都市部で見つけた「移住の動機」と初期調査の壁
最初の3か月は、移住動機を整理するだけでも時間がかかりました。夫は自然環境と子育て環境を、妻は仕事の継続性とコミュニティへのアクセスを重視。自治体の移住ポータルは情報が豊富な一方、家庭が求める「生活導線」の視点が抜け落ちており、イベントに参加して初めて人の顔が見える状態でした。
初期調査で活用したツール
- オンライン移住フェアのアーカイブ動画 → 行政担当者の温度感を把握
 - 関係人口アプリでの短期滞在マッチング → 地域プロジェクトに参加
 - 仕事領域×地域キーワードでのSNS検索 → 生活者視点のリアルな投稿を収集
 
企業が支援する場合、候補地の生活導線(医療・教育・交通・通信)を可視化することが初期離脱の防止につながります。
お試し住宅と二拠点生活フェーズの課題
次の4か月は、お試し住宅と短期賃貸を活用して二拠点生活を実施しました。課題だったのは、遠隔勤務中の通信品質と、子どもの学習支援。自治体が提供するコワーキングスペースは快適でしたが、週3日利用を続けると小さなコストが積み重なります。そこで、地域企業からのサポートを受けてオフィスをシェアし、法人契約の余剰席を活用するモデルを共創しました。
児童クラブの空き状況はシーズンごとに変動。脚光を浴びる「お試し住宅」は出口設計が弱いため、自治体・教育委員会・企業の三者での受入スキームが求められます。
地域コミュニティとの関係構築と仕事創出
移住後半は、地域プロジェクトにジョインして仕事の幅を広げました。関係人口制度で出会った地域プロデューサーが、クラフトビール事業のマーケティング支援を依頼。仕事の合間に地域の課題をヒアリングし、SNS発信とデータ分析を掛け合わせて販路開拓を支援しました。
移住の成功要因は「頼れる人がいる状態」をいかに早く作れるか。一次情報に触れながら自分の役割を見つけられる設計が鍵です。
企業が移住支援を行う場合、関係人口アプリのリードと、人事制度のリモートワーク許可の連携を整備すると定着率が向上します。
自治体支援策の改善提案とKPI設計
体験を通して見えたのは、支援策が「制度の紹介」で止まっているケースが多いことです。

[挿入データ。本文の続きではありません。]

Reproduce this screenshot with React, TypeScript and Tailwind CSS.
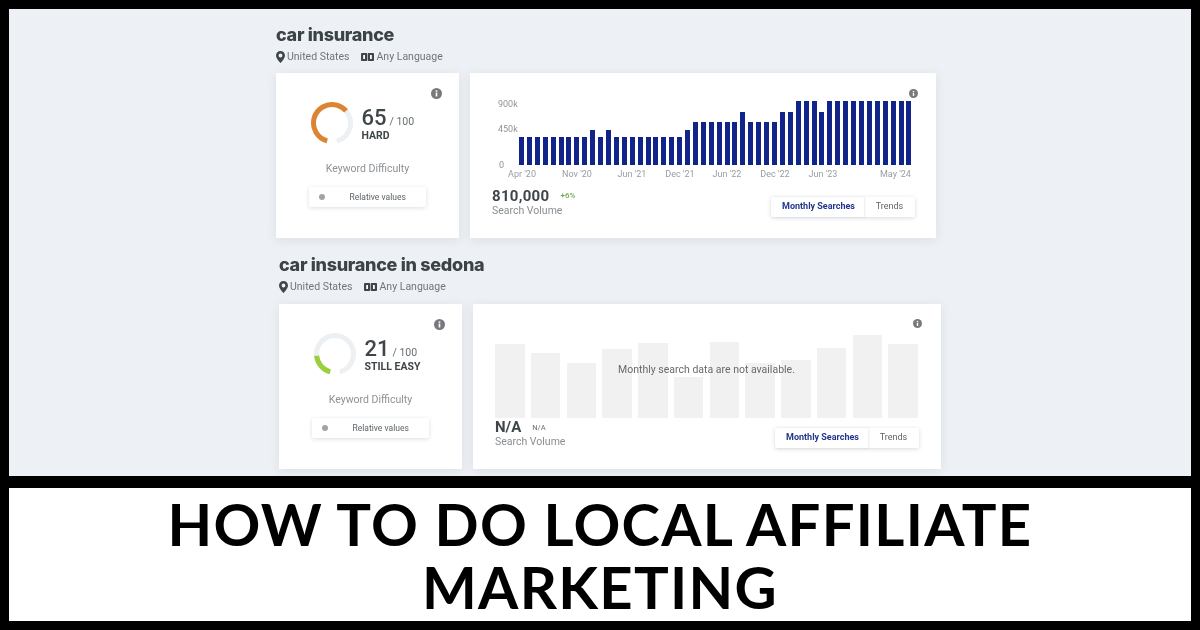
import React from "react";

const Info = ({ size = 11 }: { size?: number }) => (
  <svg width={size} height={size} viewBox="0 0 12 12">
    <circle cx="6" cy="6" r="6" fill="#77797c" />
    <rect x="5.1" y="5" width="1.8" height="4.2" fill="#fff" />
    <rect x="5.1" y="2.6" width="1.8" height="1.6" fill="#fff" />
  </svg>
);

const Pin = () => (
  <svg width="9" height="12" viewBox="0 0 9 12">
    <path fillRule="evenodd" d="M4.5 0C2 0 0 2 0 4.4 0 7.4 4.5 12 4.5 12S9 7.4 9 4.4C9 2 7 0 4.5 0Zm0 2.6a1.9 1.9 0 1 1 0 3.8 1.9 1.9 0 0 1 0-3.8Z" fill="#3f4649" />
  </svg>
);

const Lang = () => (
  <svg width="13" height="8" viewBox="0 0 13 8">
    <rect x="0" y="0" width="6.2" height="8" rx="0.8" fill="#3f4649" />
    <rect x="6.8" y="0" width="6.2" height="8" rx="0.8" fill="#3f4649" />
    <rect x="2.2" y="2" width="1.8" height="4" fill="#fff" />
    <rect x="9" y="2" width="1.8" height="4" fill="#fff" />
  </svg>
);

const Ring = ({ value, color }: { value: number; color: string }) => (
  <svg width="44" height="44" viewBox="0 0 44 44" className="shrink-0">
    <g transform="rotate(105 22 22)" fill="none" strokeWidth="5">
      <circle cx="22" cy="22" r="18.5" pathLength={360} stroke="#edf0f3" strokeDasharray="330 30" />
      <circle cx="22" cy="22" r="18.5" pathLength={360} stroke={color} strokeDasharray={`${value * 3.3} 400`} />
    </g>
  </svg>
);

const Head = ({ title }: { title: string }) => (
  <div className="flex flex-col">
    <h2 className="mt-[1px] text-[18px] leading-[22px] font-extrabold text-[#3c4347] tracking-[-0.3px] font-['Inter',sans-serif]">{title}</h2>
    <div className="mt-[4px] flex items-center h-[14px] text-[10.5px] text-[#6f767b]">
      <Pin />
      <span className="ml-[2px]">United States</span>
      <span className="ml-[11px]"><Lang /></span>
      <span className="ml-[3px]">Any Language</span>
    </div>
  </div>
);

const Difficulty = ({ value, label, color }: { value: number; label: string; color: string }) => (
  <div className="relative w-[183px] h-[165px] bg-white shadow-[0_2px_10px_rgba(60,70,90,0.10)] flex flex-col items-center pt-[28px] shrink-0">
    <div className="absolute right-[17px] top-[15px]"><Info /></div>
    <div className="flex items-center ml-[-2px]">
      <Ring value={value} color={color} />
      <div className="ml-[8px] flex flex-col w-[62px]">
        <div className="flex items-baseline text-[#3f4649]">
          <span className="text-[22px] leading-[25px] font-medium">{value}</span>
          <span className="ml-[3px] text-[10.5px] text-[#666c70]">/ 100</span>
        </div>
        <span className="text-[10.5px] leading-[12px] font-bold text-[#3f4649] whitespace-nowrap">{label}</span>
      </div>
    </div>
    <span className="mt-[17px] text-[10.5px] leading-[14px] text-[#8d9296]">Keyword Difficulty</span>
    <div className="mt-[11px] ml-[-1px] w-[117px] h-[20px] rounded-[2px] bg-white shadow-[0_1px_4px_rgba(60,70,90,0.18)] flex items-center">
      <span className="ml-[10px] w-[6px] h-[6px] rounded-full bg-[#a0a4a6]" />
      <span className="ml-[25px] text-[8.5px] text-[#5c6367]">Relative values</span>
    </div>
  </div>
);

const Toggle = () => (
  <div className="flex h-[20px] rounded-[2px] bg-white shadow-[0_1px_4px_rgba(60,70,90,0.2)] text-[9px] items-center">
    <span className="w-[93px] h-full flex items-center justify-center pl-[2px] font-bold text-[#22378c] shadow-[1px_0_2px_rgba(60,70,90,0.1)]">Monthly Searches</span>
    <span className="w-[51px] text-center text-[#5c6367]">Trends</span>
  </div>
);

const L = 28, M = 35, H = 43, T = 53, X = 64.5;
const bars = [
  ...Array(9).fill(L), M, L, M,
  ...Array(9).fill(L), M,
  ...Array(6).fill(H), T,
  ...Array(4).fill(H), T, T, X, X, X, T,
  ...Array(11).fill(X),
];
const xLabels: [string, string][] = [
  ["Apr '20", "ml-0"], ["Nov '20", "ml-[25px]"], ["Jun '21", "ml-[25px]"], ["Dec '21", "ml-[18px]"],
  ["Jun '22", "ml-[17px]"], ["Dec '22", "ml-[18px]"], ["Jun '23", "ml-[18px]"], ["May '24", "ml-[42px]"],
];

const Volume = () => (
  <div className="relative w-[466px] h-[165px] bg-white shadow-[0_2px_10px_rgba(60,70,90,0.10)] pl-[22px] pt-[22px]">
    <div className="absolute right-[18px] top-[16px]"><Info size={9} /></div>
    <div className="flex items-start">
      <div className="w-[27px] h-[70px] flex flex-col text-[9px] leading-[12px] text-[#8f9498]">
        <span className="mt-[3px] ml-[6px]">900k</span>
        <span className="ml-[6px] mt-[13px]">450k</span>
        <span className="ml-[7px] mt-[24px]">0</span>
      </div>
      <div className="w-[393px] h-[70px] flex items-end justify-between">
        {bars.map((v, i) => (
          <div key={i} className="w-[5px] bg-[#10248a]" style={{ height: v }} />
        ))}
      </div>
    </div>
    <div className="flex text-[9px] leading-[12px] text-[#989da1] ml-[15px] mt-[3px]">
      {xLabels.map(([t, c]) => (
        <span key={t} className={`w-[30px] text-center whitespace-nowrap ${c}`}>{t}</span>
      ))}
    </div>
    <div className="flex items-end justify-between mr-[21px] mt-[6px]">
      <div className="flex flex-col">
        <div className="flex items-center">
          <span className="text-[15px] leading-[20px] font-bold text-[#3f4649] tracking-[0.3px]">810,000</span>
          <span className="ml-[11px] text-[8px] font-medium text-[#6aa84f]">+6%</span>
        </div>
        <span className="mt-[-1px] text-[10.5px] leading-[12px] text-[#8a8f93]">Search Volume</span>
      </div>
      <Toggle />
    </div>
  </div>
);

const grayBars = [74, 65, 55, 69, 75, 41, 76, 55, 58, 70, 83, 74];

const VolumeEmpty = () => (
  <div className="relative w-[468px] h-[165px] bg-white shadow-[0_2px_10px_rgba(60,70,90,0.10)] pl-[22px] pt-[31px]">
    <div className="absolute right-[19px] top-[15px]"><Info size={9} /></div>
    <div className="relative w-[423px] h-[83px] flex items-end justify-between">
      {grayBars.map((h, i) => (
        <div key={i} className="w-[29.5px] bg-[#f1f1f1]" style={{ height: h }} />
      ))}
      <span className="absolute left-0 right-0 top-[28px] text-center text-[10.5px] leading-[14px] text-[#666b6e]">Monthly search data are not available.</span>
    </div>
    <div className="flex items-end justify-between mr-[22px]">
      <div className="flex flex-col">
        <div className="flex items-center">
          <span className="text-[15px] leading-[19px] font-bold text-[#3f4649]">N/A</span>
          <span className="ml-[11px] text-[7.5px] text-[#6b7074]">N/A</span>
        </div>
        <span className="mt-[-1px] text-[10.5px] leading-[12px] text-[#8a8f93]">Search Volume</span>
      </div>
      <Toggle />
    </div>
  </div>
);

export default function App() {
  return (
    <div className="w-[1200px] h-[630px] bg-black p-[9px] flex flex-col overflow-hidden font-['Roboto',sans-serif]">
      <div className="h-[467px] bg-[#edf1f5] overflow-hidden pl-[267px] pt-[14px] blur-[0.4px]">
        <Head title="car insurance" />
        <div className="flex gap-[11px] mt-[9px]">
          <Difficulty value={65} label="HARD" color="#dd8433" />
          <Volume />
        </div>
        <div className="ml-[3px] mt-[15px]">
          <Head title="car insurance in sedona" />
          <div className="flex gap-[11px] mt-[10px]">
            <Difficulty value={21} label="STILL EASY" color="#9bcf3c" />
            <VolumeEmpty />
          </div>
        </div>
      </div>
      <div className="mt-[12px] h-[133px] bg-white flex items-center justify-center text-center">
        <h1 className="w-[1000px] text-[58px] leading-[63px] font-bold text-black tracking-[1.3px] font-['Lato',sans-serif]">HOW TO DO LOCAL AFFILIATE MARKETING</h1>
      </div>
    </div>
  );
}
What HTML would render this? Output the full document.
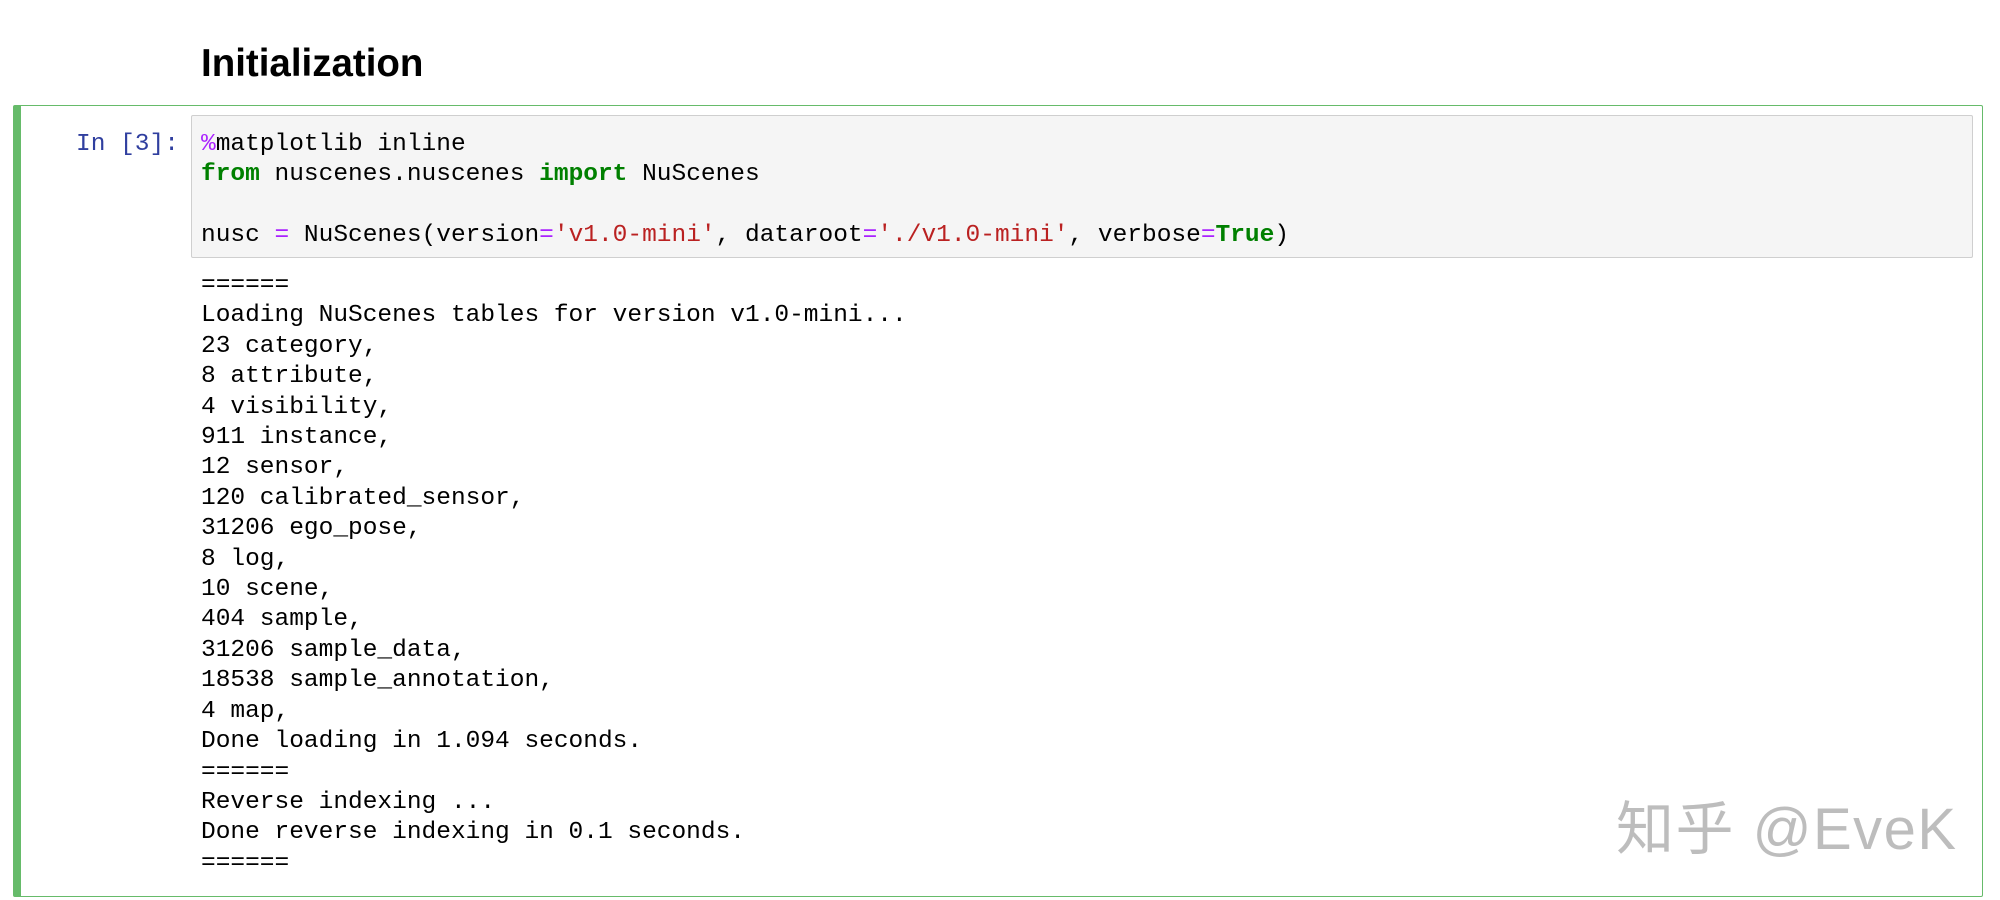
<!DOCTYPE html>
<html><head><meta charset="utf-8"><style>
body{margin:0;width:2000px;height:900px;background:#fff;position:relative;overflow:hidden;font-family:"Liberation Sans",sans-serif}
h1{position:absolute;left:201px;top:39px;margin:0;font-size:38.5px;font-weight:bold;line-height:50px;color:#000}
.cell{position:absolute;left:13px;top:105px;width:1970px;height:792px;border:1.5px solid #66bb6a;border-left:8px solid #66bb6a;border-radius:2px;box-sizing:border-box}
.prompt{position:absolute;left:76px;top:130px;font-family:"Liberation Mono",monospace;font-size:24.5px;color:#303F9F;line-height:30.4px}
.input{position:absolute;left:191px;top:115px;width:1782px;height:143px;background:#f5f5f5;border:1px solid #cfcfcf;border-radius:2px;box-sizing:border-box}
pre{margin:0;font-family:"Liberation Mono",monospace;font-size:24.5px;line-height:30.4px;color:#000;position:absolute;left:201px}
.k{color:#008000;font-weight:bold}.o{color:#AA22FF}.s{color:#BA2121}
.wm{position:absolute;left:1616px;top:782px;font-family:"Liberation Sans","Noto Sans CJK SC",sans-serif;font-size:58px;color:#bdbdbd;letter-spacing:1.5px}
</style></head><body>
<h1>Initialization</h1>
<div class="cell"></div>
<div class="prompt">In [3]:</div>
<div class="input"></div>
<pre style="top:130px"><span class="o">%</span>matplotlib inline
<span class="k">from</span> nuscenes.nuscenes <span class="k">import</span> NuScenes

nusc <span class="o">=</span> NuScenes(version<span class="o">=</span><span class="s">'v1.0-mini'</span>, dataroot<span class="o">=</span><span class="s">'./v1.0-mini'</span>, verbose<span class="o">=</span><span class="k">True</span>)</pre>
<pre style="top:271px">======
Loading NuScenes tables for version v1.0-mini...
23 category,
8 attribute,
4 visibility,
911 instance,
12 sensor,
120 calibrated_sensor,
31206 ego_pose,
8 log,
10 scene,
404 sample,
31206 sample_data,
18538 sample_annotation,
4 map,
Done loading in 1.094 seconds.
======
Reverse indexing ...
Done reverse indexing in 0.1 seconds.
======</pre>
<div class="wm">知乎 @EveK</div>
</body></html>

移住者の行動ログを共有し、自治体と企業がKPIを共通化する仕組みが必要だと感じました。
- 移住検討フェーズ → 気候・医療・通信の疑問点に即応できるチャットサポート
 - お試し住宅フェーズ → 生活導線とコミュニティをセットで体験できるガイドツアー
 - 定住フェーズ → 住民票異動後の「伴走ミーティング」で生活課題を吸い上げる
 
KPIは「移住相談→短期滞在→二拠点→定住」のフェーズごとに設定。オンライン・オフライン双方のタッチポイントを可視化するダッシュボードがあれば、企業の投資判断も加速します。